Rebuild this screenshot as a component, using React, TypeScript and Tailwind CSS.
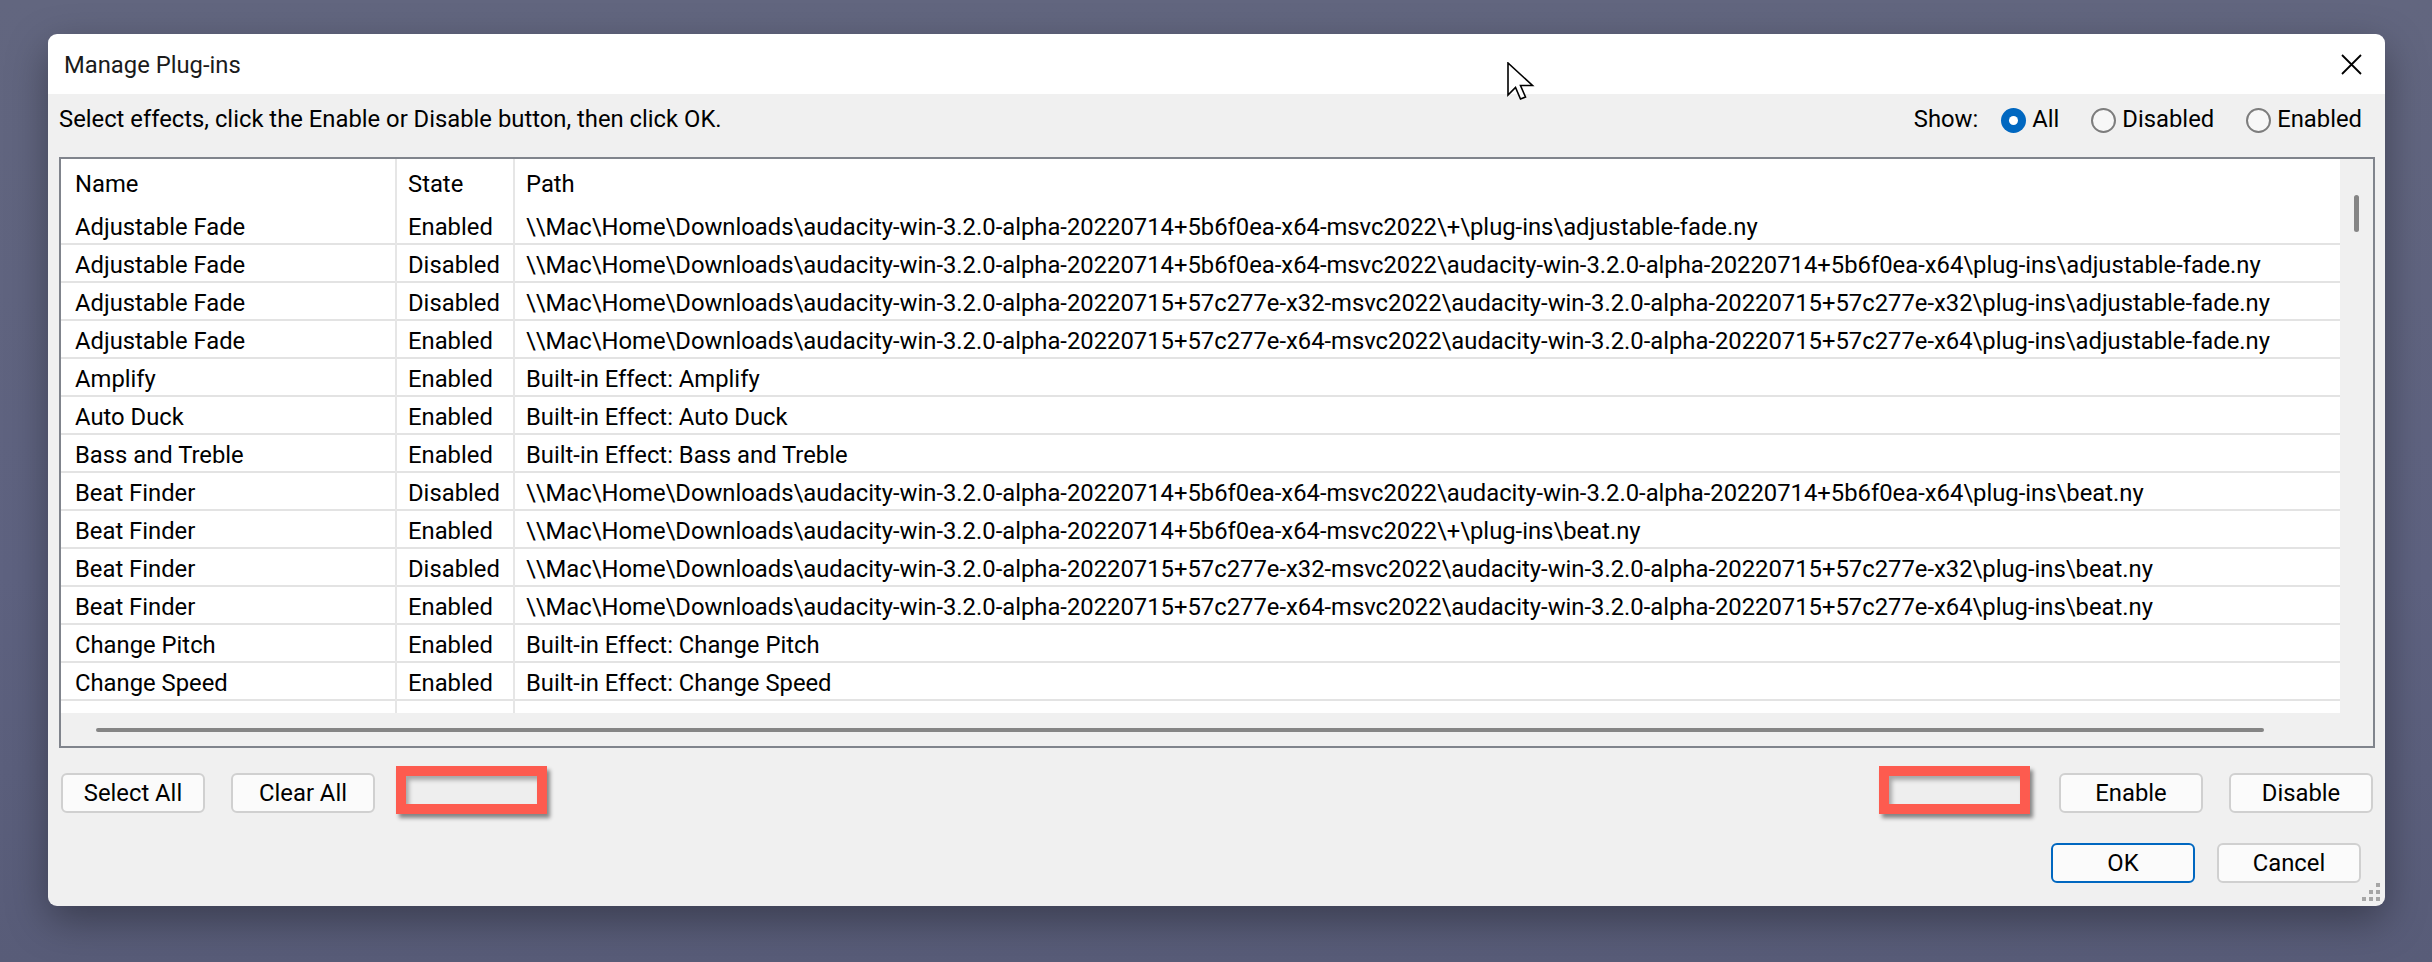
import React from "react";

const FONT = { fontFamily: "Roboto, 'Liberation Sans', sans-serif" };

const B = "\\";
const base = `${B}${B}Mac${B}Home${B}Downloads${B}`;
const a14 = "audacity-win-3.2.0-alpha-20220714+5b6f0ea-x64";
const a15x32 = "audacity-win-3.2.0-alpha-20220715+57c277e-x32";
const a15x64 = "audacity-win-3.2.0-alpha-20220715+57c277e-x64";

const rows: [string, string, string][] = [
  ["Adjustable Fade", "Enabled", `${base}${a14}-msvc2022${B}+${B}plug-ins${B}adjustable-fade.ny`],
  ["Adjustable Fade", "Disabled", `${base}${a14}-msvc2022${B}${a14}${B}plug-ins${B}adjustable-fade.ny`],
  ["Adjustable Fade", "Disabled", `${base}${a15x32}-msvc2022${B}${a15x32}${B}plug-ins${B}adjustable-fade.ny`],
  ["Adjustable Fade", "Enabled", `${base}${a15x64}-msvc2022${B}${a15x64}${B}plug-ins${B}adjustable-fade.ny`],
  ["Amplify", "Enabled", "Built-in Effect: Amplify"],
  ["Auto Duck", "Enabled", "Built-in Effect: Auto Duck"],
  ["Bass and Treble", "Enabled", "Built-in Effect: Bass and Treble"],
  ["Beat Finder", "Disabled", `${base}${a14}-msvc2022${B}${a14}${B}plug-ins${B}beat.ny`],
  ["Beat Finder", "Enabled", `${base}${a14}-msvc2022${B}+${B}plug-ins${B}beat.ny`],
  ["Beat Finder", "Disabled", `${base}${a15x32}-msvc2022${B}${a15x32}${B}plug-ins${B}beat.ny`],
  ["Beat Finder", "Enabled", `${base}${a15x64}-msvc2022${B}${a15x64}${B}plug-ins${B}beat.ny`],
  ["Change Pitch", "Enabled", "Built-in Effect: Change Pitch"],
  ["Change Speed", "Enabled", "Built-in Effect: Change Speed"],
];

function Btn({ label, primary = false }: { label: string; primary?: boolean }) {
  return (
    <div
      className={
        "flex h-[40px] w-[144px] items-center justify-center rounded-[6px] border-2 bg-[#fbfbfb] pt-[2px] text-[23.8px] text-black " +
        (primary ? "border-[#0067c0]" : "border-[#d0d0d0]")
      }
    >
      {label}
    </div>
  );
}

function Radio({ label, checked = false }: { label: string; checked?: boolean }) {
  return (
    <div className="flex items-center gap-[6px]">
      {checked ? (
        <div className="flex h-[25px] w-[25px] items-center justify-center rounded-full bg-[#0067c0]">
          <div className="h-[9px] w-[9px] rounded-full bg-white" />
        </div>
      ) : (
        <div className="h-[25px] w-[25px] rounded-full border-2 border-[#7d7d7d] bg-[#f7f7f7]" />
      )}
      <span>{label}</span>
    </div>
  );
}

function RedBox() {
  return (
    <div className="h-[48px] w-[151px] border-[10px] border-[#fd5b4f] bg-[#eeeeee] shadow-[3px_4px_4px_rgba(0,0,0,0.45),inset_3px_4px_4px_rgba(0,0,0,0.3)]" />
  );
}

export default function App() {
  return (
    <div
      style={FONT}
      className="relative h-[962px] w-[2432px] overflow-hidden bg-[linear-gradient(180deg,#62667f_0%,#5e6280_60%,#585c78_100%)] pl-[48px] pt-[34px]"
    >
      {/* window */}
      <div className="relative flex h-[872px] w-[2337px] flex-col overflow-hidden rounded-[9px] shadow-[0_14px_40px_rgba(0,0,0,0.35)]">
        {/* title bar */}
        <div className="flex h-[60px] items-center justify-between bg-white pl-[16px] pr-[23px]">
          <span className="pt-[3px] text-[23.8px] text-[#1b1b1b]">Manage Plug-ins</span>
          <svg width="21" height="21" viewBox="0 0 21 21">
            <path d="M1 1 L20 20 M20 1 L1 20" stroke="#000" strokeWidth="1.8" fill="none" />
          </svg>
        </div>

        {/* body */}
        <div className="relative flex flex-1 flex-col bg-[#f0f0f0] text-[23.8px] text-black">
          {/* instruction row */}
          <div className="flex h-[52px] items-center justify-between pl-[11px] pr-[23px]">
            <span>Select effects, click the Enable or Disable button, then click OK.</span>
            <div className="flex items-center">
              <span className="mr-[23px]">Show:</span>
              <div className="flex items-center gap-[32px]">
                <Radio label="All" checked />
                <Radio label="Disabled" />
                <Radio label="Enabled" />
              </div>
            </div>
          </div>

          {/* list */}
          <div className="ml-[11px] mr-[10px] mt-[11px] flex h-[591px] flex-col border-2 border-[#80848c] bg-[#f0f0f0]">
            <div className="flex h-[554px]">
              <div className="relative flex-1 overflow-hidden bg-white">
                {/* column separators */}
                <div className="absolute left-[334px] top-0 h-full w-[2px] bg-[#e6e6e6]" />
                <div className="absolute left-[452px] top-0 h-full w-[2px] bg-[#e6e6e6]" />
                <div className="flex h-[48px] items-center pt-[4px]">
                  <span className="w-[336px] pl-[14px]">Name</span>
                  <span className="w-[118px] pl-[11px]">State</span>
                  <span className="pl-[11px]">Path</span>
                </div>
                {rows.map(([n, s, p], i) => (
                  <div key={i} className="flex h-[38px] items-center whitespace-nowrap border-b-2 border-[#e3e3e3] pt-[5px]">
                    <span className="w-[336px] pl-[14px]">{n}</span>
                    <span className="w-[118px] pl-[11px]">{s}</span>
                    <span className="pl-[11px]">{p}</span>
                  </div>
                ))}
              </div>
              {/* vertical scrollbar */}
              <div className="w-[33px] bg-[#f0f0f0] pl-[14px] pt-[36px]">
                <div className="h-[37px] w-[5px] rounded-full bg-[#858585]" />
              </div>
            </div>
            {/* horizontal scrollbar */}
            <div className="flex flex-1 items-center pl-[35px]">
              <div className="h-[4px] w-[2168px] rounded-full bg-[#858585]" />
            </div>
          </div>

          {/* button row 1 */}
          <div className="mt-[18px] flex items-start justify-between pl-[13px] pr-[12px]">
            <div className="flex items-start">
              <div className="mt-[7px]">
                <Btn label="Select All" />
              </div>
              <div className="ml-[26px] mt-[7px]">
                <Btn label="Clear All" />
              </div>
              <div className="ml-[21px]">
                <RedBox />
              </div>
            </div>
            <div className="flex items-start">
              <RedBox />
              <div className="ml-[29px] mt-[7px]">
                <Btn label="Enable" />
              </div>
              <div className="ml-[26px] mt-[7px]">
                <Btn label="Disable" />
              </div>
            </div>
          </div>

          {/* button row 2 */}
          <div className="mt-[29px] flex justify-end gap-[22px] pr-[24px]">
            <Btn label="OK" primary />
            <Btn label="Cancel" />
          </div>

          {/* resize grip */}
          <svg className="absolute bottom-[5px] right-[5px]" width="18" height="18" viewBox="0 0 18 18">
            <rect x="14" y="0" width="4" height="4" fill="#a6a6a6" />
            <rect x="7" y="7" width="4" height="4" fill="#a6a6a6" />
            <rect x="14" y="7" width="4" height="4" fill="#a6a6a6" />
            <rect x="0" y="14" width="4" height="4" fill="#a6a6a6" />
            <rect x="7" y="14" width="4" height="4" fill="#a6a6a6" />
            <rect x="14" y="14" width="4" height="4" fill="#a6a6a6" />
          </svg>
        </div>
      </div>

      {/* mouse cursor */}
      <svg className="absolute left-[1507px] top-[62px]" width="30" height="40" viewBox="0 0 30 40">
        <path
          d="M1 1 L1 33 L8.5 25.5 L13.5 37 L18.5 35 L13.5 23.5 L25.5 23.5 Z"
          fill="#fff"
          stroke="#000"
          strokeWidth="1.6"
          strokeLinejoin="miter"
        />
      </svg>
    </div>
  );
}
+-------+
> _What needs to be done_: Quote the listing above in full, except for the pictures.

> _Full response_:
Rebuild this screenshot as a component, using React, TypeScript and Tailwind CSS.
import React from "react";

const FONT = { fontFamily: "Roboto, 'Liberation Sans', sans-serif" };

const B = "\\";
const base = `${B}${B}Mac${B}Home${B}Downloads${B}`;
const a14 = "audacity-win-3.2.0-alpha-20220714+5b6f0ea-x64";
const a15x32 = "audacity-win-3.2.0-alpha-20220715+57c277e-x32";
const a15x64 = "audacity-win-3.2.0-alpha-20220715+57c277e-x64";

const rows: [string, string, string][] = [
  ["Adjustable Fade", "Enabled", `${base}${a14}-msvc2022${B}+${B}plug-ins${B}adjustable-fade.ny`],
  ["Adjustable Fade", "Disabled", `${base}${a14}-msvc2022${B}${a14}${B}plug-ins${B}adjustable-fade.ny`],
  ["Adjustable Fade", "Disabled", `${base}${a15x32}-msvc2022${B}${a15x32}${B}plug-ins${B}adjustable-fade.ny`],
  ["Adjustable Fade", "Enabled", `${base}${a15x64}-msvc2022${B}${a15x64}${B}plug-ins${B}adjustable-fade.ny`],
  ["Amplify", "Enabled", "Built-in Effect: Amplify"],
  ["Auto Duck", "Enabled", "Built-in Effect: Auto Duck"],
  ["Bass and Treble", "Enabled", "Built-in Effect: Bass and Treble"],
  ["Beat Finder", "Disabled", `${base}${a14}-msvc2022${B}${a14}${B}plug-ins${B}beat.ny`],
  ["Beat Finder", "Enabled", `${base}${a14}-msvc2022${B}+${B}plug-ins${B}beat.ny`],
  ["Beat Finder", "Disabled", `${base}${a15x32}-msvc2022${B}${a15x32}${B}plug-ins${B}beat.ny`],
  ["Beat Finder", "Enabled", `${base}${a15x64}-msvc2022${B}${a15x64}${B}plug-ins${B}beat.ny`],
  ["Change Pitch", "Enabled", "Built-in Effect: Change Pitch"],
  ["Change Speed", "Enabled", "Built-in Effect: Change Speed"],
];

function Btn({ label, primary = false }: { label: string; primary?: boolean }) {
  return (
    <div
      className={
        "flex h-[40px] w-[144px] items-center justify-center rounded-[6px] border-2 bg-[#fbfbfb] pt-[2px] text-[23.8px] text-black " +
        (primary ? "border-[#0067c0]" : "border-[#d0d0d0]")
      }
    >
      {label}
    </div>
  );
}

function Radio({ label, checked = false }: { label: string; checked?: boolean }) {
  return (
    <div className="flex items-center gap-[6px]">
      {checked ? (
        <div className="flex h-[25px] w-[25px] items-center justify-center rounded-full bg-[#0067c0]">
          <div className="h-[9px] w-[9px] rounded-full bg-white" />
        </div>
      ) : (
        <div className="h-[25px] w-[25px] rounded-full border-2 border-[#7d7d7d] bg-[#f7f7f7]" />
      )}
      <span>{label}</span>
    </div>
  );
}

function RedBox() {
  return (
    <div className="h-[48px] w-[151px] border-[10px] border-[#fd5b4f] bg-[#eeeeee] shadow-[3px_4px_4px_rgba(0,0,0,0.45),inset_3px_4px_4px_rgba(0,0,0,0.3)]" />
  );
}

export default function App() {
  return (
    <div
      style={FONT}
      className="relative h-[962px] w-[2432px] overflow-hidden bg-[linear-gradient(180deg,#62667f_0%,#5e6280_60%,#585c78_100%)] pl-[48px] pt-[34px]"
    >
      {/* window */}
      <div className="relative flex h-[872px] w-[2337px] flex-col overflow-hidden rounded-[9px] shadow-[0_14px_40px_rgba(0,0,0,0.35)]">
        {/* title bar */}
        <div className="flex h-[60px] items-center justify-between bg-white pl-[16px] pr-[23px]">
          <span className="pt-[3px] text-[23.8px] text-[#1b1b1b]">Manage Plug-ins</span>
          <svg width="21" height="21" viewBox="0 0 21 21">
            <path d="M1 1 L20 20 M20 1 L1 20" stroke="#000" strokeWidth="1.8" fill="none" />
          </svg>
        </div>

        {/* body */}
        <div className="relative flex flex-1 flex-col bg-[#f0f0f0] text-[23.8px] text-black">
          {/* instruction row */}
          <div className="flex h-[52px] items-center justify-between pl-[11px] pr-[23px]">
            <span>Select effects, click the Enable or Disable button, then click OK.</span>
            <div className="flex items-center">
              <span className="mr-[23px]">Show:</span>
              <div className="flex items-center gap-[32px]">
                <Radio label="All" checked />
                <Radio label="Disabled" />
                <Radio label="Enabled" />
              </div>
            </div>
          </div>

          {/* list */}
          <div className="ml-[11px] mr-[10px] mt-[11px] flex h-[591px] flex-col border-2 border-[#80848c] bg-[#f0f0f0]">
            <div className="flex h-[554px]">
              <div className="relative flex-1 overflow-hidden bg-white">
                {/* column separators */}
                <div className="absolute left-[334px] top-0 h-full w-[2px] bg-[#e6e6e6]" />
                <div className="absolute left-[452px] top-0 h-full w-[2px] bg-[#e6e6e6]" />
                <div className="flex h-[48px] items-center pt-[4px]">
                  <span className="w-[336px] pl-[14px]">Name</span>
                  <span className="w-[118px] pl-[11px]">State</span>
                  <span className="pl-[11px]">Path</span>
                </div>
                {rows.map(([n, s, p], i) => (
                  <div key={i} className="flex h-[38px] items-center whitespace-nowrap border-b-2 border-[#e3e3e3] pt-[5px]">
                    <span className="w-[336px] pl-[14px]">{n}</span>
                    <span className="w-[118px] pl-[11px]">{s}</span>
                    <span className="pl-[11px]">{p}</span>
                  </div>
                ))}
              </div>
              {/* vertical scrollbar */}
              <div className="w-[33px] bg-[#f0f0f0] pl-[14px] pt-[36px]">
                <div className="h-[37px] w-[5px] rounded-full bg-[#858585]" />
              </div>
            </div>
            {/* horizontal scrollbar */}
            <div className="flex flex-1 items-center pl-[35px]">
              <div className="h-[4px] w-[2168px] rounded-full bg-[#858585]" />
            </div>
          </div>

          {/* button row 1 */}
          <div className="mt-[18px] flex items-start justify-between pl-[13px] pr-[12px]">
            <div className="flex items-start">
              <div className="mt-[7px]">
                <Btn label="Select All" />
              </div>
              <div className="ml-[26px] mt-[7px]">
                <Btn label="Clear All" />
              </div>
              <div className="ml-[21px]">
                <RedBox />
              </div>
            </div>
            <div className="flex items-start">
              <RedBox />
              <div className="ml-[29px] mt-[7px]">
                <Btn label="Enable" />
              </div>
              <div className="ml-[26px] mt-[7px]">
                <Btn label="Disable" />
              </div>
            </div>
          </div>

          {/* button row 2 */}
          <div className="mt-[29px] flex justify-end gap-[22px] pr-[24px]">
            <Btn label="OK" primary />
            <Btn label="Cancel" />
          </div>

          {/* resize grip */}
          <svg className="absolute bottom-[5px] right-[5px]" width="18" height="18" viewBox="0 0 18 18">
            <rect x="14" y="0" width="4" height="4" fill="#a6a6a6" />
            <rect x="7" y="7" width="4" height="4" fill="#a6a6a6" />
            <rect x="14" y="7" width="4" height="4" fill="#a6a6a6" />
            <rect x="0" y="14" width="4" height="4" fill="#a6a6a6" />
            <rect x="7" y="14" width="4" height="4" fill="#a6a6a6" />
            <rect x="14" y="14" width="4" height="4" fill="#a6a6a6" />
          </svg>
        </div>
      </div>

      {/* mouse cursor */}
      <svg className="absolute left-[1507px] top-[62px]" width="30" height="40" viewBox="0 0 30 40">
        <path
          d="M1 1 L1 33 L8.5 25.5 L13.5 37 L18.5 35 L13.5 23.5 L25.5 23.5 Z"
          fill="#fff"
          stroke="#000"
          strokeWidth="1.6"
          strokeLinejoin="miter"
        />
      </svg>
    </div>
  );
}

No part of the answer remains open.